Invention Title:

DISTRIBUTED DATABASE WITH INDEPENDENT SCALING OF COMMIT LAYER AND STORAGE LAYER

Publication number:

US20260154254

Publication date:
Section:

Physics

Class:

G06F16/2379

Inventors:

Assignee:

Applicant:

Smart overview of the Invention

A distributed database system is designed with a distinct commit layer and storage layer, each implemented on separate sets of host computing devices. The system allows independent scaling and sharding of these layers, enabling different sharding schemes for each. This flexibility is crucial for optimizing performance based on varying read and write workloads. The commit layer is responsible for managing writes, while the storage layer focuses on storing and retrieving data efficiently.

Background

Traditional database systems scale by increasing partitions, which simultaneously boosts read and write capacities. However, this approach can lead to inefficiencies, as read and write demands often differ across key ranges. The coupling of read and write capacities might result in over-scaling for writes or under-scaling for reads, leading to resource misallocation. The new system addresses these challenges by decoupling the scaling of the commit and storage layers.

System Architecture

The database system includes query processors that facilitate client interactions for executing reads and writes. Writes are sent to the commit layer for durable commitment, and acknowledgments are returned upon successful commitment. The storage layer reads committed writes from the commit layer's journal and stores them across its shards. The commit layer uses adjudicator instances to manage writes, ensuring they are correctly committed before acknowledgment. This setup allows for independent sharding schemes that cater to specific workload requirements.

Sharding Schemes

Different sharding schemes are employed for the commit and storage layers to handle varying volumes of reads and writes. For instance, keys with high write volumes may be sharded differently from those with high read volumes. The storage layer might include replicas to enhance read capacity, which the commit layer does not need to mirror. This separation allows for tailored sharding strategies that optimize resource allocation based on specific data access patterns.

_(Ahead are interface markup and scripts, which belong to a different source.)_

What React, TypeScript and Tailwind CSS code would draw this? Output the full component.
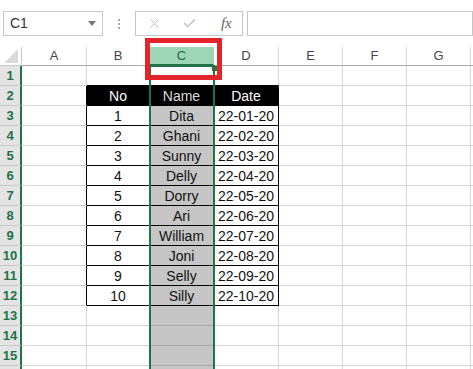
import React from 'react';
import { X, Check } from 'lucide-react';

const cols = [
  { k: 'A', w: 'w-[65px]' },
  { k: 'B', w: 'w-[63px]' },
  { k: 'C', w: 'w-[64px]' },
  { k: 'D', w: 'w-[65px]' },
  { k: 'E', w: 'w-[64px]' },
  { k: 'F', w: 'w-[64px]' },
  { k: 'G', w: 'w-[64px]' },
  { k: 'H', w: 'w-[64px]' },
];

const people = [
  ['1', 'Dita', '22-01-20'],
  ['2', 'Ghani', '22-02-20'],
  ['3', 'Sunny', '22-03-20'],
  ['4', 'Delly', '22-04-20'],
  ['5', 'Dorry', '22-05-20'],
  ['6', 'Ari', '22-06-20'],
  ['7', 'William', '22-07-20'],
  ['8', 'Joni', '22-08-20'],
  ['9', 'Selly', '22-09-20'],
  ['10', 'Silly', '22-10-20'],
];

const rows = Array.from({ length: 16 }, (_, i) => i + 1);

function cellText(row: number, col: string) {
  if (row === 2) {
    if (col === 'B') return 'No';
    if (col === 'C') return 'Name';
    if (col === 'D') return 'Date';
  }
  if (row >= 3 && row <= 12) {
    const p = people[row - 3];
    if (col === 'B') return p[0];
    if (col === 'C') return p[1];
    if (col === 'D') return p[2];
  }
  return '';
}

function cellClass(row: number, col: string) {
  const inTable = row >= 2 && row <= 12 && (col === 'B' || col === 'C' || col === 'D');
  const above = row === 1 && (col === 'B' || col === 'C' || col === 'D');
  let bg = 'bg-white';
  let text = 'text-[#111]';
  if (col === 'C' && row >= 3) bg = 'bg-[#c6c6c6]';
  if (row === 2 && inTable) {
    bg = 'bg-black';
    text = col === 'C' ? 'text-[#dcdcdc]' : 'text-white';
  }
  let br = 'border-r-[#d4d4d4]';
  let bb = 'border-b-[#d4d4d4]';
  if (inTable) {
    br = 'border-r-black';
    bb = 'border-b-black';
  }
  if (above) bb = 'border-b-black';
  if (col === 'A' && row >= 2 && row <= 12) br = 'border-r-black';
  if (col === 'C' && row > 12) {
    bb = 'border-b-[#a8a8a8]';
    br = 'border-r-[#a8a8a8]';
  }
  return `${bg} ${text} ${br} ${bb}`;
}

export default function App() {
  return (
    <div className="relative w-[473px] h-[369px] overflow-hidden bg-white font-['Liberation_Sans',sans-serif]">
      {/* formula bar */}
      <div className="h-[47px] flex items-start pt-[11px] pl-[3px]">
        <div className="w-[100px] h-[25px] border border-[#c6c6c6] flex items-center justify-between pl-[6px] pr-[6px]">
          <span className="text-[14px] text-[#333]">C1</span>
          <svg width="8" height="5" viewBox="0 0 8 5">
            <polygon points="0,0 8,0 4,5" fill="#777" />
          </svg>
        </div>
        <div className="w-[32px] h-[25px] flex flex-col items-center justify-center gap-[2px]">
          <span className="w-[2px] h-[2px] bg-[#aaa]" />
          <span className="w-[2px] h-[2px] bg-[#aaa]" />
          <span className="w-[2px] h-[2px] bg-[#aaa]" />
        </div>
        <div className="w-[108px] h-[25px] border border-[#c6c6c6] flex items-center">
          <div className="w-[36px] flex justify-center pl-[2px]">
            <X size={15} strokeWidth={1.4} color="#b8b8b8" />
          </div>
          <div className="w-[36px] flex justify-center pl-[2px]">
            <Check size={15} strokeWidth={2} color="#b8b8b8" />
          </div>
          <div className="w-[36px] flex justify-center pl-[4px]">
            <span className="italic text-[15px] text-[#666] font-['Liberation_Serif',serif]">fx</span>
          </div>
        </div>
        <div className="ml-[4px] flex-1 h-[25px] border border-[#c6c6c6]" />
      </div>

      {/* column headers */}
      <div className="flex h-[19px]">
        <div className="w-[22px] shrink-0 border-r border-b border-[#c8c8c8] bg-white flex items-end justify-end pr-[3px] pb-[2px]">
          <svg width="14" height="14" viewBox="0 0 14 14">
            <polygon points="14,0 14,14 0,14" fill="#dadada" />
          </svg>
        </div>
        {cols.map(c => (
          <div
            key={c.k}
            className={`${c.w} shrink-0 flex items-center justify-center text-[13px] ${
              c.k === 'C'
                ? 'bg-[#9fd5b7] text-[#1e6b3e] border-r border-r-[#9fd5b7] border-b-2 border-b-[#217346]'
                : 'bg-white text-[#444] border-r border-r-[#d4d4d4] border-b border-b-[#ababab]'
            }`}
          >
            {c.k === 'H' ? '' : c.k}
          </div>
        ))}
      </div>

      {/* rows */}
      {rows.map(r => (
        <div key={r} className="flex h-[20px]">
          <div className="w-[22px] shrink-0 bg-[#e4e4e4] border-b border-b-[#c8c8c8] border-r-2 border-r-[#217346] flex items-center justify-center text-[13px] font-bold text-[#217346]">
            {r < 16 ? r : ''}
          </div>
          {cols.map(c => (
            <div
              key={c.k}
              className={`${c.w} shrink-0 border-r border-b flex items-center justify-center text-[14px] leading-none ${cellClass(r, c.k)}`}
            >
              {cellText(r, c.k)}
            </div>
          ))}
        </div>
      ))}

      {/* column C selection */}
      <div className="absolute left-[149px] top-[65px] w-[66px] bottom-0 border-x-2 border-t-2 border-[#217346]" />
      <div className="absolute left-[212px] top-[66px] w-[5px] h-[5px] bg-[#217346]" />

      {/* annotation */}
      <div className="absolute left-[145px] top-[38px] w-[77px] h-[42px] border-[5px] border-[#e3242b]" />
    </div>
  );
}
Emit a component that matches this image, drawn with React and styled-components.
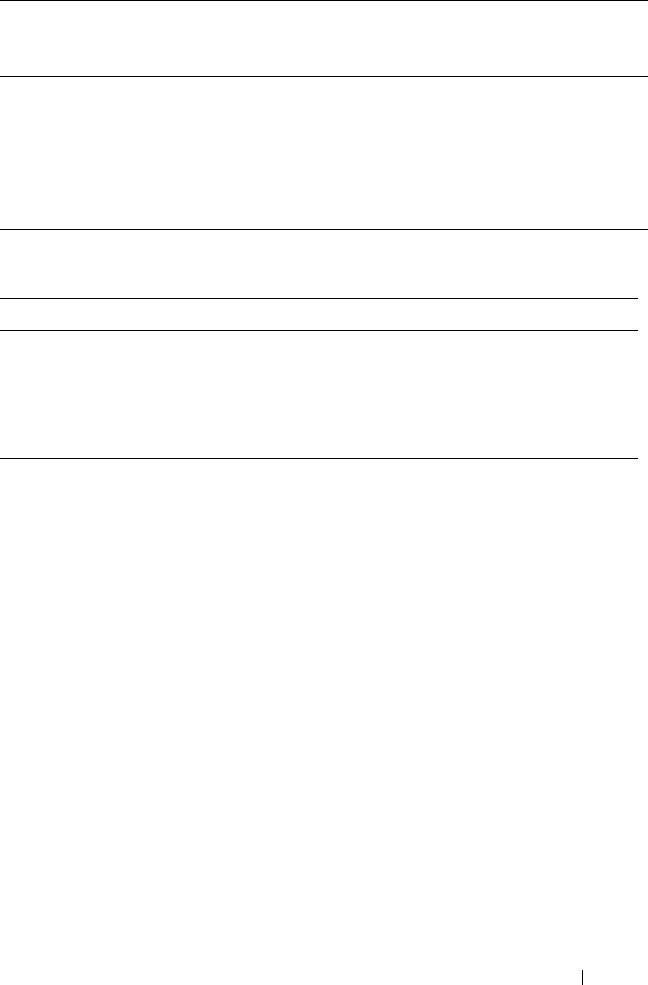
import React from "react";
import styled, { createGlobalStyle } from "styled-components";

const GlobalStyle = createGlobalStyle`
  html, body {
    margin: 0;
    padding: 0;
    background: #fff;
    font-family: "Liberation Serif", serif;
  }
`;

const Page = styled.div`
  width: 648px;
  height: 985px;
  display: flex;
  flex-direction: column;
  overflow: hidden;
  background: #fff;
`;

const Table = styled.div`
  width: ${(p) => p.width}px;
  margin-top: ${(p) => p.offset || 0}px;
  border-top: 1px solid #000;
  display: flex;
  flex-direction: column;
`;

const Row = styled.div`
  height: ${(p) => p.height}px;
  border-bottom: 1px solid #000;
  box-sizing: border-box;
`;

const Footer = styled.div`
  margin-top: auto;
  display: flex;
  align-items: flex-end;
  padding-left: 582px;
  height: 15px;
`;

const FooterRule = styled.span`
  width: 1px;
  height: 15px;
  background: #000;
`;

const App = () => {
  return (
    <>
      <GlobalStyle />
      <Page>
        <Table width={648}>
          <Row height={76} />
          <Row height={153} />
        </Table>
        <Table width={638} offset={68}>
          <Row height={32} />
          <Row height={128} />
        </Table>
        <Footer>
          <FooterRule />
        </Footer>
      </Page>
    </>
  );
};

export default App;
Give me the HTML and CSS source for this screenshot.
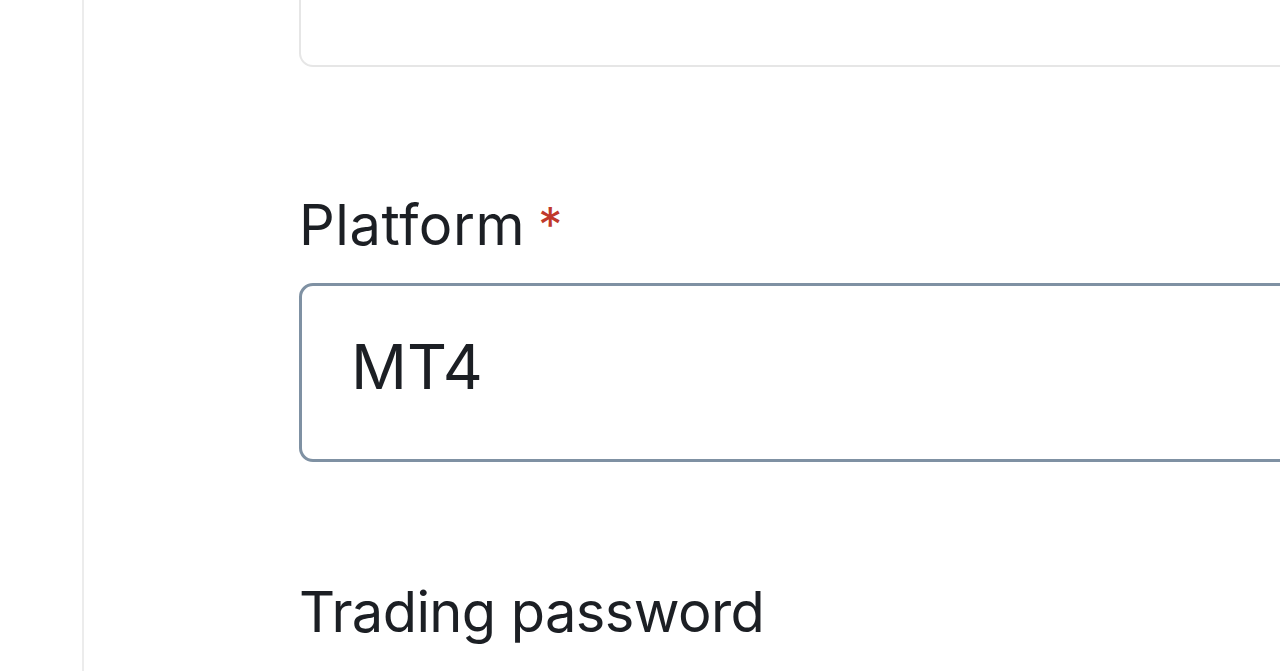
FILE: index.html
```html
<!DOCTYPE html>
<html lang="en">
<head>
<meta charset="utf-8">
<title>Platform form</title>
<link rel="stylesheet" href="styles.css">
</head>
<body>
<div class="layout">
  <aside class="sidebar"></aside>
  <main class="main">
    <div class="field field-first">
      <div class="control control-top"></div>
    </div>
    <div class="field">
      <label class="label"><span class="label-wide">Platform</span><span class="req">*</span></label>
      <div class="control control-focus">MT4</div>
    </div>
    <div class="field field-last">
      <label class="label label-narrow">Trading password</label>
    </div>
  </main>
</div>
</body>
</html>
```
FILE: styles.css
```css
html, body {
  margin: 0;
  padding: 0;
  background: #ffffff;
  overflow: hidden;
}
body {
  font-family: Inter, "Noto Sans", "Liberation Sans", sans-serif;
  color: #1c1f24;
}
.layout {
  display: flex;
  height: 671px;
  width: 1280px;
  overflow: hidden;
}
.sidebar {
  width: 82px;
  flex: none;
  border-right: 2px solid #ececec;
}
.main {
  flex: 1;
  min-width: 0;
  display: flex;
  flex-direction: column;
  padding-left: 215px;
  overflow: hidden;
}
.field {
  display: flex;
  flex-direction: column;
}
.field-first {
  margin-bottom: 118px;
}
.control {
  box-sizing: border-box;
  width: calc(100% + 40px);
  background: #ffffff;
}
.control-top {
  height: 67px;
  border: 2px solid #e6e6e6;
  border-top: none;
  border-radius: 0 0 14px 14px;
}
.label {
  display: block;
  font-size: 56px;
  line-height: 80px;
  height: 80px;
  font-weight: 400;
  margin-bottom: 18px;
}
.label-wide {
  letter-spacing: 0.6px;
}
.label-narrow {
  letter-spacing: -0.6px;
}
.req {
  color: #c0392b;
  font-size: 48px;
  margin-left: 13px;
  vertical-align: 3px;
}
.control-focus {
  height: 179px;
  border: 3px solid #7f91a3;
  border-radius: 14px;
  font-size: 62px;
  line-height: 94px;
  padding: 34px 0 0 49px;
}
.field-last {
  margin-top: 110px;
}
```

Control Plane and Monitoring

A control plane oversees the sharding and load distribution across the commit and storage layers. It monitors shard heat and adjusts sharding schemes as needed to balance load effectively. The control plane gathers load statistics from each shard, enabling dynamic re-sharding to address high demand areas. This approach ensures that the system can adapt to changing workloads, maintaining efficiency and performance.